The only reasonable construction of those words is that all of count II was withdrawn. The count was properly dismissed. As an alternative basis for the outcome, however, we now find judgment for Aileen on count II as a matter of law. Defendant is correct. A party cannot interfere with its own contract, and there is no evidence that Aileen directed any tortious conduct towards Saltzman's customers. See, e.g., Westland v. Sero of New Haven, Inc., 601 F. Supp. 163 (N.D.Ill. 1985); Medina v. Spotnail, Inc., 591 F. Supp. 190 (N.D.Ill. 1984).

Secondly, we did not err in finding summary judgment for Aileen on count I. It is true, as plaintiff asserts, that the existence of custom and usage is a question of fact. However, for custom and usage of a trade to provide an implied term of a contract under Illinois law, the practice "must be so well known, uniform, long-established, and generally acquiesced in so as to induce the belief that the parties contracted with reference to it." Dahly Tool Co. v. Vermont Tap and Die Co., 742 F.2d 311, 314 (7th Cir. 1984). The plaintiff seeking to establish such custom and usage thus, as a practical matter, bears an unusually heavy burden of proof. He must have several witnesses, be able to show that the usage was generally known in the trade, and overall have such weight of the evidence on his side "to warrant a presumption that all contracts in the line of business to which the custom applies are made with reference to it." Gord Industrial Plastics, Inc. v. Aubrey Manufacturing, Inc., 127 Ill. App.3d 589, 592, 469 N.E.2d 389, 392, 82 Ill.Dec. 855, 858 (2d Dist. 1984) (emphasis added). See also Ledbetter v. Crudup, 114 Ill. App.3d 401, 449 N.E.2d 265, 70 Ill.Dec. 391 (3d Dist. 1983).

Plaintiff points to the deposition testimony of Saltzman himself, and of his partner, that some kind of advance notice was a preferred practice in the trade, as well as terms in the form contract used by the salespersons' trade association in the 1960s, and says that this evidence prevents defendant from demonstrating the absence of a fact issue on the question. On many questions such fragmentary evidence would suffice to defeat a summary judgment motion. But the court's responsibility in summary adjudication is to determine if a genuine issue of fact exists, and in so doing it may consider the burden of proof a plaintiff would face at trial. See Fontenot v. Upjohn Co., 780 F.2d 1190, 1195 (5th Cir. 1986). Plaintiff's burden here would be to show that all, or nearly all, contracts in his trade are made with reference to a notice provision. If defendant has shown that even a significant portion of such contracts are not, it has shown that plaintiff could not meet that burden at trial.

Aileen has made a sufficient showing to meet the Rule 56 standard. In Schulist v.

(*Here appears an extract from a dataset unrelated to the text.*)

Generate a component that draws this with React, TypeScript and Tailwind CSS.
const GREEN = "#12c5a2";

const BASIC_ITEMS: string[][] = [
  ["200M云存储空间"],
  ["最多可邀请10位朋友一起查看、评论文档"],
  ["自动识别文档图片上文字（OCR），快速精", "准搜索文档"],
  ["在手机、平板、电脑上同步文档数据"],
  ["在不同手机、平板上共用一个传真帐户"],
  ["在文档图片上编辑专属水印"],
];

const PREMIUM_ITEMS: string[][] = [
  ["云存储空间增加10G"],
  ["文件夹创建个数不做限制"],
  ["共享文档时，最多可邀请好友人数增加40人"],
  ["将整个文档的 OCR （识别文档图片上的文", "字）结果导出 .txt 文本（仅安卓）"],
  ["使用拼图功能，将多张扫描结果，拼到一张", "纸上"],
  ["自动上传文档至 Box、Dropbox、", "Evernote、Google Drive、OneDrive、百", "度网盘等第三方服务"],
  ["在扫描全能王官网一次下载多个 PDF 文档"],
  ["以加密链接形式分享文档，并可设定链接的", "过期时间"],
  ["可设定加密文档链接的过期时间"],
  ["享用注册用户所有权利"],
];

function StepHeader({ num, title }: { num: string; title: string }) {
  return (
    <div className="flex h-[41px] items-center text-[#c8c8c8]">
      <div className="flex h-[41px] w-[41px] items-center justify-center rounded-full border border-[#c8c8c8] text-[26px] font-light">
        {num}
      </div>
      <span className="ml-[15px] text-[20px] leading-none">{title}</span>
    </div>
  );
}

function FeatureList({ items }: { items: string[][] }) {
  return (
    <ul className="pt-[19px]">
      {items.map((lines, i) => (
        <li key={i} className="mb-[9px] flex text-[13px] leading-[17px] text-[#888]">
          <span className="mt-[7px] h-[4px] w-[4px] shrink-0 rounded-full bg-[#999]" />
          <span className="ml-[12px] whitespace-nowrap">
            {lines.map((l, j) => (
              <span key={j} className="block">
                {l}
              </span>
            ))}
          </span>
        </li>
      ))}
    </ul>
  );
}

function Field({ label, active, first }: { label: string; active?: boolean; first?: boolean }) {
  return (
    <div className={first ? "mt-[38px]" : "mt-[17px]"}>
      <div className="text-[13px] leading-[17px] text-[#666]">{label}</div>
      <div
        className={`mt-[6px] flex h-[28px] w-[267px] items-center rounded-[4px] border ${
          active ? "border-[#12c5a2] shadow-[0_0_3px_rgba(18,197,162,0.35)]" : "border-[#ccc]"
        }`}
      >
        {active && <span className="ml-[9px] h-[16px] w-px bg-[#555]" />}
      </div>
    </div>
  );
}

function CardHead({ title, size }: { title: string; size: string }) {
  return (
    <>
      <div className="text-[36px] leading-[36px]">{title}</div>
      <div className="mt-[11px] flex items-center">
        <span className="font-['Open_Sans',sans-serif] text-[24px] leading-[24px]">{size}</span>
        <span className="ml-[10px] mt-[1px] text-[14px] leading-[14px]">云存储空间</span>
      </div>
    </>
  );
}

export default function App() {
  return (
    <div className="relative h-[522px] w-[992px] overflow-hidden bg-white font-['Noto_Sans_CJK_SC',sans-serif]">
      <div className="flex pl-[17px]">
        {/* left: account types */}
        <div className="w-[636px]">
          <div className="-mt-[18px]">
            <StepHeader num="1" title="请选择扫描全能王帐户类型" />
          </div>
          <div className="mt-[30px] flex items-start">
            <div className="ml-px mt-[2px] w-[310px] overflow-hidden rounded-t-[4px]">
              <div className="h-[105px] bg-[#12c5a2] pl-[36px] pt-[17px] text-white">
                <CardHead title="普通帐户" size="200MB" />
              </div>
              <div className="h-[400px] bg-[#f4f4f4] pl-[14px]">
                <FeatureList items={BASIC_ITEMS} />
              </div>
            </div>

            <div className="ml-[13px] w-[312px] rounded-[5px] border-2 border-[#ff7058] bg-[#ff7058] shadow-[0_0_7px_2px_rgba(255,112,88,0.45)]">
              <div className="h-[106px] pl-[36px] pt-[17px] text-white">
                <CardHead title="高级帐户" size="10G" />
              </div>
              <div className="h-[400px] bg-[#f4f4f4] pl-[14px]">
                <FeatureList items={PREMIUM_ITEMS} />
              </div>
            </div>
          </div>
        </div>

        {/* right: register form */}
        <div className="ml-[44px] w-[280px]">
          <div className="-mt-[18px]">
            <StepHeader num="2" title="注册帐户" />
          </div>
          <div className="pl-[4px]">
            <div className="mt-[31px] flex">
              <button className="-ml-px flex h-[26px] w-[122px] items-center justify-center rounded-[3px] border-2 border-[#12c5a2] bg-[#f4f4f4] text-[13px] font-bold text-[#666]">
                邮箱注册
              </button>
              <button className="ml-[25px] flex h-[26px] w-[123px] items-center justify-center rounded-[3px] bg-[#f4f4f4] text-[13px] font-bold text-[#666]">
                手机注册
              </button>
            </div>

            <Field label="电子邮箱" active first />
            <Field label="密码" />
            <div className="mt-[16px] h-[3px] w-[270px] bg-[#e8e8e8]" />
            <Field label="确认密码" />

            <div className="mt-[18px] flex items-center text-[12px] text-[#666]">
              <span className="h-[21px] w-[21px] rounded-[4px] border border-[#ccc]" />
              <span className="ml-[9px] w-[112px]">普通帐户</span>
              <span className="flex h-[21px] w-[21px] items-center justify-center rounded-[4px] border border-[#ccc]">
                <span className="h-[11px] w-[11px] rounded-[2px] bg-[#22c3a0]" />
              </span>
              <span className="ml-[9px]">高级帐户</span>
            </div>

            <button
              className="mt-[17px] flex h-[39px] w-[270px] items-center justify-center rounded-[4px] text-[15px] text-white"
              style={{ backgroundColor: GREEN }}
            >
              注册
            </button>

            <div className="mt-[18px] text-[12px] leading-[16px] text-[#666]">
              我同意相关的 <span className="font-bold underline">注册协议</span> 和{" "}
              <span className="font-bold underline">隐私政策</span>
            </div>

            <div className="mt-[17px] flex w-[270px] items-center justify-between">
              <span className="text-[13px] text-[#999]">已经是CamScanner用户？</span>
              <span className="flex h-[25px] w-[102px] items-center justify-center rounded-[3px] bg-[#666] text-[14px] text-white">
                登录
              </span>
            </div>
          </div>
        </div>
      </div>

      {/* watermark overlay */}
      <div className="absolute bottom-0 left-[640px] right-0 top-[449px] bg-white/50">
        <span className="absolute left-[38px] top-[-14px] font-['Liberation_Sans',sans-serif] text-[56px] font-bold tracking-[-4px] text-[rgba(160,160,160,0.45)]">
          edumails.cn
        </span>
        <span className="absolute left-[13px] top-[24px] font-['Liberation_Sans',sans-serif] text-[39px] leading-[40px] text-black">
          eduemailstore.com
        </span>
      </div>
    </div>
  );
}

Blue Cross of Iowa, 717 F.2d 1127, 1134-35 (7th Cir. 1983), the Seventh Circuit upheld a grant of summary judgment in circumstances similar to those here. A party had asserted that custom implied a contract term, and supported his stance with affidavit testimony. But there a few counter-affidavits were enough to defeat the assertion. Here, defendant went even further. As this court noted in our earlier memorandum (at p. 2), defendant had established that notice provisions not only are not the usual practice in the trade, but that they have become less, not more, common over time. Even plaintiff's own contracts have lacked such a term since 1975. Defendant thus had demonstrated that plaintiff could not show a "uniform practice generally acquiesced in" and was entitled to summary judgment.

Third, we come to the question of the additional evidence plaintiff now offers. It consists of an affidavit from plaintiff's counsel, copies of jury instructions from three trials in which plaintiff's counsel took the question of a notice provision implied into a salesperson's contracts from custom and usage to a jury, and an affidavit from an apparel salesman whom plaintiff intended to call as an expert witness at trial. Plaintiff argues that his failure to submit the evidence earlier is excusable due to turnover among his counsel's associates and the death of his counsel's mother while the motion was pending.

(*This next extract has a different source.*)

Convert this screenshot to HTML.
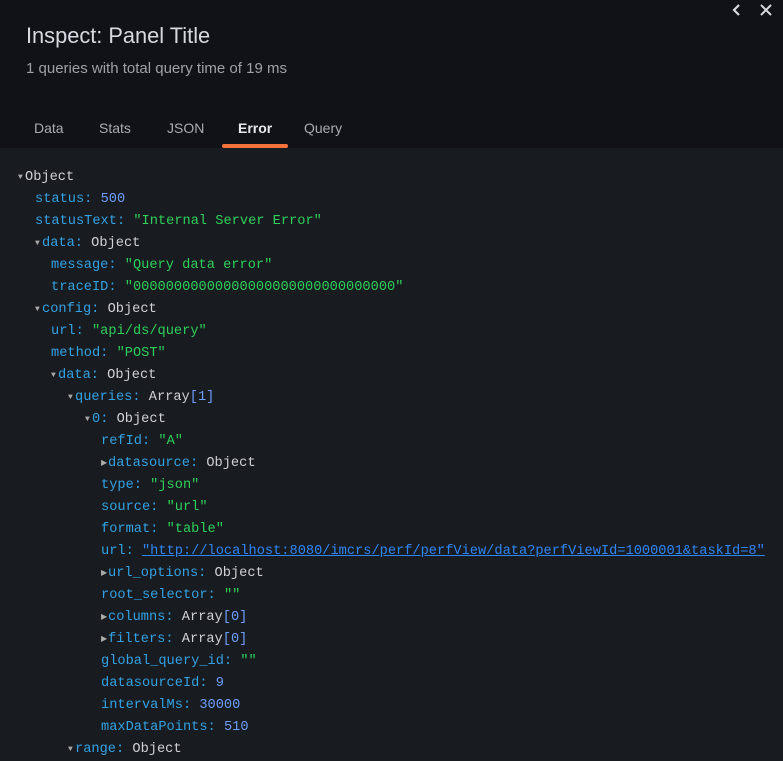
<!DOCTYPE html>
<html><head><style>
body{margin:0;width:783px;height:748px;overflow:hidden;background:#181b1f;font-family:"Liberation Sans",sans-serif}
.hdr{position:absolute;left:0;top:0;width:783px;height:148px;background:#111217}
.t{position:absolute;left:26px;top:23px;color:#d8d9e0;font-size:21.8px}
.s{position:absolute;left:26px;top:60px;color:#9fa1a8;font-size:15px}
.tab{position:absolute;top:120px;font-size:14px;color:#a9abb2}
.ul{position:absolute;left:222px;top:144px;width:66px;height:4px;border-radius:2px;background:#f5733a}
.ic{position:absolute;color:#d8d9e0}
.c{position:absolute;left:0;top:167px;font-family:"Liberation Mono",monospace;font-size:13.66px;line-height:22px;color:#d0d1d9;white-space:pre}
.k{color:#33a2e5}.n{color:#6e9fff}.g{color:#2fd05a}.a{font-size:8px;color:#aaa;display:inline-block;width:7px;vertical-align:1px}
.l{color:#2f86f7;text-decoration:underline}
.r{display:block}
</style></head><body>
<div class="hdr">
<div class="t">Inspect: Panel Title</div>
<div class="s">1 queries with total query time of 19 ms</div>
<div class="tab" style="left:34px">Data</div>
<div class="tab" style="left:99px">Stats</div>
<div class="tab" style="left:167px">JSON</div>
<div class="tab" style="left:238px;color:#e8e9ee;font-weight:bold">Error</div>
<div class="tab" style="left:304px">Query</div>
<div class="ul"></div>
<svg class="ic" style="left:730px;top:3px" width="14" height="14" viewBox="0 0 14 14"><path d="M9 2 L4 7 L9 12" stroke="#d8d9e0" stroke-width="2.2" fill="none"/></svg>
<svg class="ic" style="left:759px;top:3px" width="14" height="14" viewBox="0 0 14 14"><path d="M2 2 L12 12 M12 2 L2 12" stroke="#d8d9e0" stroke-width="2" fill="none"/></svg>
</div>
<div class="c"><span class="r" style="padding-left:18px"><span class="a">▼</span>Object</span><span class="r" style="padding-left:35px"><span class="k">status: </span><span class="n">500</span></span><span class="r" style="padding-left:35px"><span class="k">statusText: </span><span class="g">"Internal Server Error"</span></span><span class="r" style="padding-left:35px"><span class="a">▼</span><span class="k">data: </span>Object</span><span class="r" style="padding-left:51px"><span class="k">message: </span><span class="g">"Query data error"</span></span><span class="r" style="padding-left:51px"><span class="k">traceID: </span><span class="g">"00000000000000000000000000000000"</span></span><span class="r" style="padding-left:35px"><span class="a">▼</span><span class="k">config: </span>Object</span><span class="r" style="padding-left:51px"><span class="k">url: </span><span class="g">"api/ds/query"</span></span><span class="r" style="padding-left:51px"><span class="k">method: </span><span class="g">"POST"</span></span><span class="r" style="padding-left:51px"><span class="a">▼</span><span class="k">data: </span>Object</span><span class="r" style="padding-left:68px"><span class="a">▼</span><span class="k">queries: </span>Array<span class="n">[1]</span></span><span class="r" style="padding-left:85px"><span class="a">▼</span><span class="k">0: </span>Object</span><span class="r" style="padding-left:101px"><span class="k">refId: </span><span class="g">"A"</span></span><span class="r" style="padding-left:101px"><span class="a">▶</span><span class="k">datasource: </span>Object</span><span class="r" style="padding-left:101px"><span class="k">type: </span><span class="g">"json"</span></span><span class="r" style="padding-left:101px"><span class="k">source: </span><span class="g">"url"</span></span><span class="r" style="padding-left:101px"><span class="k">format: </span><span class="g">"table"</span></span><span class="r" style="padding-left:101px"><span class="k">url: </span><span class="l">"http://localhost:8080/imcrs/perf/perfView/data?perfViewId=1000001&amp;taskId=8"</span></span><span class="r" style="padding-left:101px"><span class="a">▶</span><span class="k">url_options: </span>Object</span><span class="r" style="padding-left:101px"><span class="k">root_selector: </span><span class="g">""</span></span><span class="r" style="padding-left:101px"><span class="a">▶</span><span class="k">columns: </span>Array<span class="n">[0]</span></span><span class="r" style="padding-left:101px"><span class="a">▶</span><span class="k">filters: </span>Array<span class="n">[0]</span></span><span class="r" style="padding-left:101px"><span class="k">global_query_id: </span><span class="g">""</span></span><span class="r" style="padding-left:101px"><span class="k">datasourceId: </span><span class="n">9</span></span><span class="r" style="padding-left:101px"><span class="k">intervalMs: </span><span class="n">30000</span></span><span class="r" style="padding-left:101px"><span class="k">maxDataPoints: </span><span class="n">510</span></span><span class="r" style="padding-left:68px"><span class="a">▼</span><span class="k">range: </span>Object</span></div>
</body></html>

This court regrets the misfortunes which befell plaintiff's counsel. However, we cannot grant relief from a judgment unless the circumstances reach the extraordinary level necessary to make counsel's neglect excusable. See, e.g., Dominguez v. United States, 583 F.2d 615 (2d Cir. 1978), cert. denied, 439 U.S. 1117, 99 S.Ct. 1023, 59 L.Ed.2d 76 (1979). The reasonably prudent counsel under these circumstances would have filed for an extension of time. Clergy and Laity Concerned v. Chicago Board of Education, 586 F. Supp. 1408 (N.D.Ill. 1984). Plaintiff's counsel did not. Further, even if we could consider plaintiff's additional evidence, it would not be likely to change the result. We do not know what evidence the defendants offered in the three cases to which plaintiff refers us. We have seen defendant's evidence in this case and it demonstrates that notice provisions do not occur in apparel salespersons' contracts with enough frequency to be considered a trade custom and usage.

Finally, plaintiff has requested leave to amend his complaint. The proposed complaint, with additional legal theories in count II, rests on essentially the same factual allegations as the prior complaint. We think our judgment adequately disposes of the issues raised by both old and new complaints and allowing the amendment would only extend the duration of this suit to no useful purpose. We deny leave to amend.


Plaintiff's motion to reconsider this court's judgment of December 17, 1985, and plaintiff's motion to amend his complaint, are both denied.